What you have to do: Return all entries word for word, but drop any images.

Data shown:
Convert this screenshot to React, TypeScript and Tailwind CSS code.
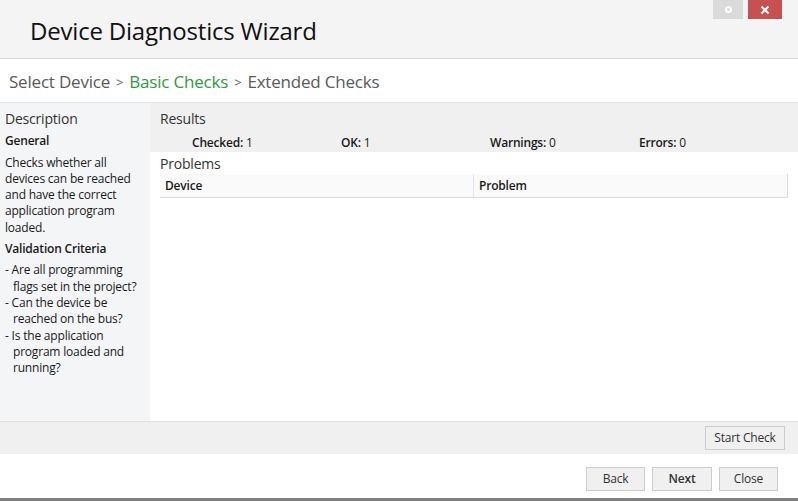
import React from 'react';

const font = { fontFamily: '"Open Sans", "Noto Sans", sans-serif' };

function Stat({ label, value }: { label: string; value: number }) {
  return (
    <div className="w-[149px] text-[12px] text-[#1a1a1a]">
      <span className="font-semibold">{label}:</span> {value}
    </div>
  );
}

function Button({ children, bold }: { children: React.ReactNode; bold?: boolean }) {
  return (
    <button
      className={
        'h-[24px] border border-[#cccccc] bg-[#f0f0f0] text-[12px] text-[#333] ' +
        (bold ? 'font-semibold text-[#1a1a1a]' : '')
      }
    >
      {children}
    </button>
  );
}

export default function App() {
  const criteria = [
    'Are all programming flags set in the project?',
    'Can the device be reached on the bus?',
    'Is the application program loaded and running?',
  ];

  return (
    <div className="w-[798px] h-[501px] flex flex-col bg-white overflow-hidden tracking-[-0.2px]" style={font}>
      {/* Title bar */}
      <div className="relative h-[59px] shrink-0 bg-[#f4f4f4] border-b border-[#d6d6d6] flex items-center pl-[30px]">
        <h1 className="text-[24px] text-[#111] leading-none pt-[3px]">Device Diagnostics Wizard</h1>
        <div className="absolute top-0 right-[16px] flex gap-[5px]">
          <div className="w-[30px] h-[19px] bg-[#dadada] flex items-center justify-center">
            <span className="w-[7px] h-[7px] rounded-full border-[2px] border-white" />
          </div>
          <div className="w-[34px] h-[19px] bg-[#c75050] flex items-center justify-center">
            <svg width="10" height="10" viewBox="0 0 10 10">
              <path d="M1.5 1.5 L8.5 8.5 M8.5 1.5 L1.5 8.5" stroke="white" strokeWidth="2" />
            </svg>
          </div>
        </div>
      </div>

      {/* Breadcrumb */}
      <div className="h-[44px] shrink-0 flex items-center pl-[9px] pt-[2px] text-[17px] text-[#5a5a5a] border-b border-[#e3e3e3]">
        <span>Select Device</span>
        <span className="mx-[6px] text-[13px] pt-[3px]">&gt;</span>
        <span className="text-[#2f9a3f]">Basic Checks</span>
        <span className="mx-[6px] text-[13px] pt-[3px]">&gt;</span>
        <span>Extended Checks</span>
      </div>

      {/* Main */}
      <div className="flex flex-1 min-h-0">
        <div className="w-[150px] shrink-0 bg-[#f4f5f7] pl-[5px] pr-[6px] pt-[8px] text-[12px] leading-[16.3px] text-[#1a1a1a]">
          <div className="text-[14px] text-[#333] mb-[6px]">Description</div>
          <div className="font-semibold mb-[5px]">General</div>
          <p className="mb-[5px]">Checks whether all devices can be reached and have the correct application program loaded.</p>
          <div className="font-semibold mb-[5px]">Validation Criteria</div>
          <ul>
            {criteria.map((c) => (
              <li key={c} className="pl-[8px] -indent-[8px]">- {c}</li>
            ))}
          </ul>
        </div>

        <div className="flex-1 flex flex-col">
          <div className="h-[49px] bg-[#f0f0f0] pl-[10px] pt-[8px]">
            <div className="text-[14px] text-[#333] leading-[16px]">Results</div>
            <div className="flex pl-[32px] mt-[7px]">
              <Stat label="Checked" value={1} />
              <Stat label="OK" value={1} />
              <Stat label="Warnings" value={0} />
              <Stat label="Errors" value={0} />
            </div>
          </div>
          <div className="pl-[10px] pr-[10px] pt-[3px]">
            <div className="text-[14px] text-[#333] leading-[18px] mb-[1px]">Problems</div>
            <div className="flex h-[24px] bg-[#fafafa] border-b border-r border-[#dcdcdc] text-[12px] font-semibold text-[#1a1a1a]">
              <div className="w-[314px] border-r border-[#e3e3e3] pl-[5px] flex items-center">Device</div>
              <div className="flex-1 pl-[5px] flex items-center">Problem</div>
            </div>
          </div>
        </div>
      </div>

      {/* Check bar */}
      <div className="h-[33px] shrink-0 bg-[#f0f0f0] border-t border-[#e0e0e0] flex items-center justify-end pr-[13px]">
        <div className="w-[80px] flex">
          <button className="w-full h-[24px] border border-[#cccccc] bg-[#f0f0f0] text-[12px] text-[#333]">Start Check</button>
        </div>
      </div>

      {/* Footer */}
      <div className="h-[44px] shrink-0 flex items-center justify-end gap-[7px] pr-[20px] pt-[6px]">
        <div className="w-[59px] flex flex-col"><Button>Back</Button></div>
        <div className="w-[60px] flex flex-col"><Button bold>Next</Button></div>
        <div className="w-[59px] flex flex-col"><Button>Close</Button></div>
      </div>
      <div className="h-[3px] shrink-0 bg-[#808080]" />
    </div>
  );
}
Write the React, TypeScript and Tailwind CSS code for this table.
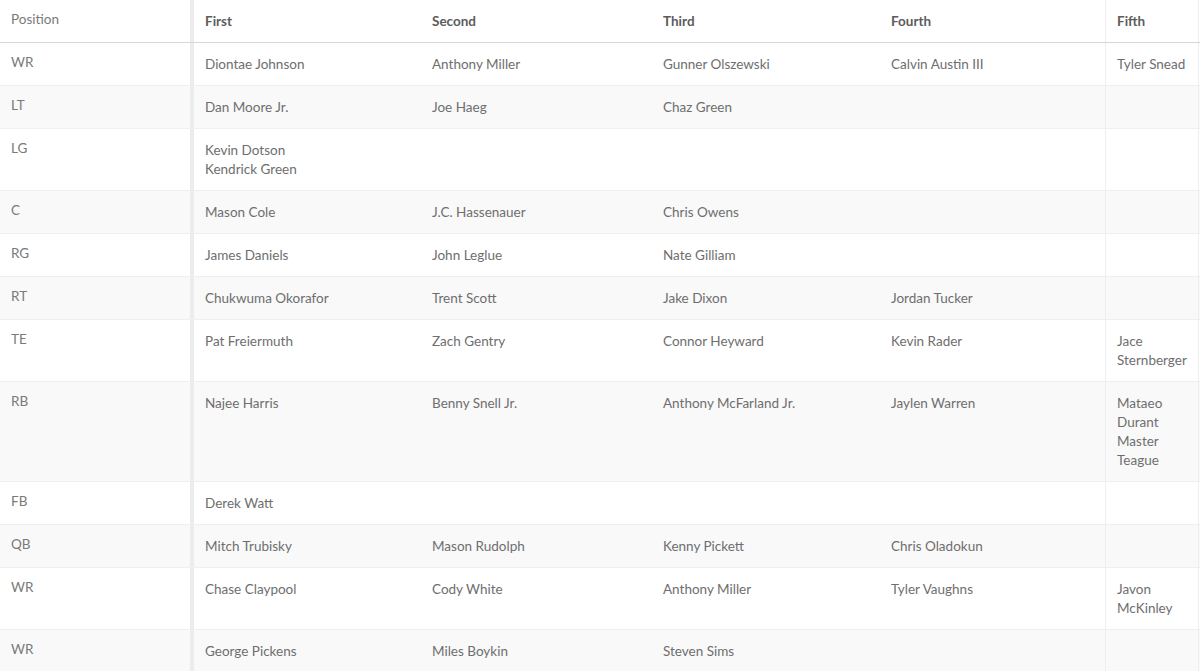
const rows: { pos: string; players: string[][] }[] = [
  { pos: "WR", players: [["Diontae Johnson"], ["Anthony Miller"], ["Gunner Olszewski"], ["Calvin Austin III"], ["Tyler Snead"]] },
  { pos: "LT", players: [["Dan Moore Jr."], ["Joe Haeg"], ["Chaz Green"], [], []] },
  { pos: "LG", players: [["Kevin Dotson", "Kendrick Green"], [], [], [], []] },
  { pos: "C", players: [["Mason Cole"], ["J.C. Hassenauer"], ["Chris Owens"], [], []] },
  { pos: "RG", players: [["James Daniels"], ["John Leglue"], ["Nate Gilliam"], [], []] },
  { pos: "RT", players: [["Chukwuma Okorafor"], ["Trent Scott"], ["Jake Dixon"], ["Jordan Tucker"], []] },
  { pos: "TE", players: [["Pat Freiermuth"], ["Zach Gentry"], ["Connor Heyward"], ["Kevin Rader"], ["Jace Sternberger"]] },
  { pos: "RB", players: [["Najee Harris"], ["Benny Snell Jr."], ["Anthony McFarland Jr."], ["Jaylen Warren"], ["Mataeo Durant", "Master Teague"]] },
  { pos: "FB", players: [["Derek Watt"], [], [], [], []] },
  { pos: "QB", players: [["Mitch Trubisky"], ["Mason Rudolph"], ["Kenny Pickett"], ["Chris Oladokun"], []] },
  { pos: "WR", players: [["Chase Claypool"], ["Cody White"], ["Anthony Miller"], ["Tyler Vaughns"], ["Javon McKinley"]] },
  { pos: "WR", players: [["George Pickens"], ["Miles Boykin"], ["Steven Sims"], [], []] },
];

const headers = ["First", "Second", "Third", "Fourth", "Fifth"];

const grid = "grid grid-cols-[194px_227px_231px_228px_225px_94px]";

export default function App() {
  return (
    <div className="w-[1200px] bg-white text-[13.5px] leading-[19px] text-[#6e6e6e]" style={{ fontFamily: "Lato, 'Open Sans', sans-serif" }}>
      <div className={`${grid} border-b border-[#d6d6d6]`}>
        <div className="border-r-4 border-[#ececec] pl-[11px] pt-[10px] pb-[13px] text-[#7a7a7a]">Position</div>
        {headers.map((h, i) => (
          <div
            key={h}
            className={`px-[11px] pt-[12px] pb-[11px] font-bold text-[#5c5c5c] ${i === 4 ? "border-x border-[#eeeeee]" : ""}`}
          >
            {h}
          </div>
        ))}
      </div>
      {rows.map((r, ri) => (
        <div key={ri} className={`${grid} border-b border-[#efefef] ${ri % 2 === 1 ? "bg-[#f9f9f9]" : "bg-white"}`}>
          <div className="border-r-4 border-[#ececec] pl-[11px] pt-[10px] text-[#7a7a7a]">{r.pos}</div>
          {r.players.map((names, ci) => (
            <div
              key={ci}
              className={`px-[11px] pt-[12px] pb-[11px] ${ci === 4 ? "border-x border-[#eeeeee]" : ""}`}
            >
              {names.map((n) => (
                <div key={n}>{n}</div>
              ))}
            </div>
          ))}
        </div>
      ))}
    </div>
  );
}
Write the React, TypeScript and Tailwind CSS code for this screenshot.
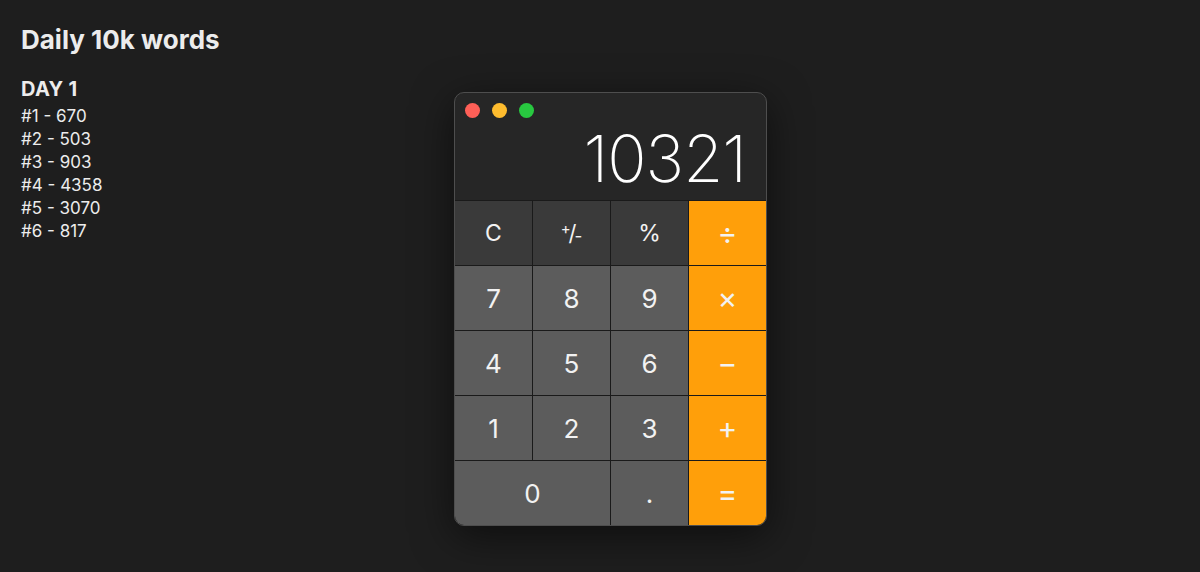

Output for this task:
Convert this screenshot to React, TypeScript and Tailwind CSS code.
import React from 'react';

const font = { fontFamily: '"Open Sans", "Noto Sans", sans-serif' };

function Stat({ label, value }: { label: string; value: number }) {
  return (
    <div className="w-[149px] text-[12px] text-[#1a1a1a]">
      <span className="font-semibold">{label}:</span> {value}
    </div>
  );
}

function Button({ children, bold }: { children: React.ReactNode; bold?: boolean }) {
  return (
    <button
      className={
        'h-[24px] border border-[#cccccc] bg-[#f0f0f0] text-[12px] text-[#333] ' +
        (bold ? 'font-semibold text-[#1a1a1a]' : '')
      }
    >
      {children}
    </button>
  );
}

export default function App() {
  const criteria = [
    'Are all programming flags set in the project?',
    'Can the device be reached on the bus?',
    'Is the application program loaded and running?',
  ];

  return (
    <div className="w-[798px] h-[501px] flex flex-col bg-white overflow-hidden tracking-[-0.2px]" style={font}>
      {/* Title bar */}
      <div className="relative h-[59px] shrink-0 bg-[#f4f4f4] border-b border-[#d6d6d6] flex items-center pl-[30px]">
        <h1 className="text-[24px] text-[#111] leading-none pt-[3px]">Device Diagnostics Wizard</h1>
        <div className="absolute top-0 right-[16px] flex gap-[5px]">
          <div className="w-[30px] h-[19px] bg-[#dadada] flex items-center justify-center">
            <span className="w-[7px] h-[7px] rounded-full border-[2px] border-white" />
          </div>
          <div className="w-[34px] h-[19px] bg-[#c75050] flex items-center justify-center">
            <svg width="10" height="10" viewBox="0 0 10 10">
              <path d="M1.5 1.5 L8.5 8.5 M8.5 1.5 L1.5 8.5" stroke="white" strokeWidth="2" />
            </svg>
          </div>
        </div>
      </div>

      {/* Breadcrumb */}
      <div className="h-[44px] shrink-0 flex items-center pl-[9px] pt-[2px] text-[17px] text-[#5a5a5a] border-b border-[#e3e3e3]">
        <span>Select Device</span>
        <span className="mx-[6px] text-[13px] pt-[3px]">&gt;</span>
        <span className="text-[#2f9a3f]">Basic Checks</span>
        <span className="mx-[6px] text-[13px] pt-[3px]">&gt;</span>
        <span>Extended Checks</span>
      </div>

      {/* Main */}
      <div className="flex flex-1 min-h-0">
        <div className="w-[150px] shrink-0 bg-[#f4f5f7] pl-[5px] pr-[6px] pt-[8px] text-[12px] leading-[16.3px] text-[#1a1a1a]">
          <div className="text-[14px] text-[#333] mb-[6px]">Description</div>
          <div className="font-semibold mb-[5px]">General</div>
          <p className="mb-[5px]">Checks whether all devices can be reached and have the correct application program loaded.</p>
          <div className="font-semibold mb-[5px]">Validation Criteria</div>
          <ul>
            {criteria.map((c) => (
              <li key={c} className="pl-[8px] -indent-[8px]">- {c}</li>
            ))}
          </ul>
        </div>

        <div className="flex-1 flex flex-col">
          <div className="h-[49px] bg-[#f0f0f0] pl-[10px] pt-[8px]">
            <div className="text-[14px] text-[#333] leading-[16px]">Results</div>
            <div className="flex pl-[32px] mt-[7px]">
              <Stat label="Checked" value={1} />
              <Stat label="OK" value={1} />
              <Stat label="Warnings" value={0} />
              <Stat label="Errors" value={0} />
            </div>
          </div>
          <div className="pl-[10px] pr-[10px] pt-[3px]">
            <div className="text-[14px] text-[#333] leading-[18px] mb-[1px]">Problems</div>
            <div className="flex h-[24px] bg-[#fafafa] border-b border-r border-[#dcdcdc] text-[12px] font-semibold text-[#1a1a1a]">
              <div className="w-[314px] border-r border-[#e3e3e3] pl-[5px] flex items-center">Device</div>
              <div className="flex-1 pl-[5px] flex items-center">Problem</div>
            </div>
          </div>
        </div>
      </div>

      {/* Check bar */}
      <div className="h-[33px] shrink-0 bg-[#f0f0f0] border-t border-[#e0e0e0] flex items-center justify-end pr-[13px]">
        <div className="w-[80px] flex">
          <button className="w-full h-[24px] border border-[#cccccc] bg-[#f0f0f0] text-[12px] text-[#333]">Start Check</button>
        </div>
      </div>

      {/* Footer */}
      <div className="h-[44px] shrink-0 flex items-center justify-end gap-[7px] pr-[20px] pt-[6px]">
        <div className="w-[59px] flex flex-col"><Button>Back</Button></div>
        <div className="w-[60px] flex flex-col"><Button bold>Next</Button></div>
        <div className="w-[59px] flex flex-col"><Button>Close</Button></div>
      </div>
      <div className="h-[3px] shrink-0 bg-[#808080]" />
    </div>
  );
}
Write the React, TypeScript and Tailwind CSS code for this table.
const rows: { pos: string; players: string[][] }[] = [
  { pos: "WR", players: [["Diontae Johnson"], ["Anthony Miller"], ["Gunner Olszewski"], ["Calvin Austin III"], ["Tyler Snead"]] },
  { pos: "LT", players: [["Dan Moore Jr."], ["Joe Haeg"], ["Chaz Green"], [], []] },
  { pos: "LG", players: [["Kevin Dotson", "Kendrick Green"], [], [], [], []] },
  { pos: "C", players: [["Mason Cole"], ["J.C. Hassenauer"], ["Chris Owens"], [], []] },
  { pos: "RG", players: [["James Daniels"], ["John Leglue"], ["Nate Gilliam"], [], []] },
  { pos: "RT", players: [["Chukwuma Okorafor"], ["Trent Scott"], ["Jake Dixon"], ["Jordan Tucker"], []] },
  { pos: "TE", players: [["Pat Freiermuth"], ["Zach Gentry"], ["Connor Heyward"], ["Kevin Rader"], ["Jace Sternberger"]] },
  { pos: "RB", players: [["Najee Harris"], ["Benny Snell Jr."], ["Anthony McFarland Jr."], ["Jaylen Warren"], ["Mataeo Durant", "Master Teague"]] },
  { pos: "FB", players: [["Derek Watt"], [], [], [], []] },
  { pos: "QB", players: [["Mitch Trubisky"], ["Mason Rudolph"], ["Kenny Pickett"], ["Chris Oladokun"], []] },
  { pos: "WR", players: [["Chase Claypool"], ["Cody White"], ["Anthony Miller"], ["Tyler Vaughns"], ["Javon McKinley"]] },
  { pos: "WR", players: [["George Pickens"], ["Miles Boykin"], ["Steven Sims"], [], []] },
];

const headers = ["First", "Second", "Third", "Fourth", "Fifth"];

const grid = "grid grid-cols-[194px_227px_231px_228px_225px_94px]";

export default function App() {
  return (
    <div className="w-[1200px] bg-white text-[13.5px] leading-[19px] text-[#6e6e6e]" style={{ fontFamily: "Lato, 'Open Sans', sans-serif" }}>
      <div className={`${grid} border-b border-[#d6d6d6]`}>
        <div className="border-r-4 border-[#ececec] pl-[11px] pt-[10px] pb-[13px] text-[#7a7a7a]">Position</div>
        {headers.map((h, i) => (
          <div
            key={h}
            className={`px-[11px] pt-[12px] pb-[11px] font-bold text-[#5c5c5c] ${i === 4 ? "border-x border-[#eeeeee]" : ""}`}
          >
            {h}
          </div>
        ))}
      </div>
      {rows.map((r, ri) => (
        <div key={ri} className={`${grid} border-b border-[#efefef] ${ri % 2 === 1 ? "bg-[#f9f9f9]" : "bg-white"}`}>
          <div className="border-r-4 border-[#ececec] pl-[11px] pt-[10px] text-[#7a7a7a]">{r.pos}</div>
          {r.players.map((names, ci) => (
            <div
              key={ci}
              className={`px-[11px] pt-[12px] pb-[11px] ${ci === 4 ? "border-x border-[#eeeeee]" : ""}`}
            >
              {names.map((n) => (
                <div key={n}>{n}</div>
              ))}
            </div>
          ))}
        </div>
      ))}
    </div>
  );
}
Write the React, TypeScript and Tailwind CSS code for this screenshot.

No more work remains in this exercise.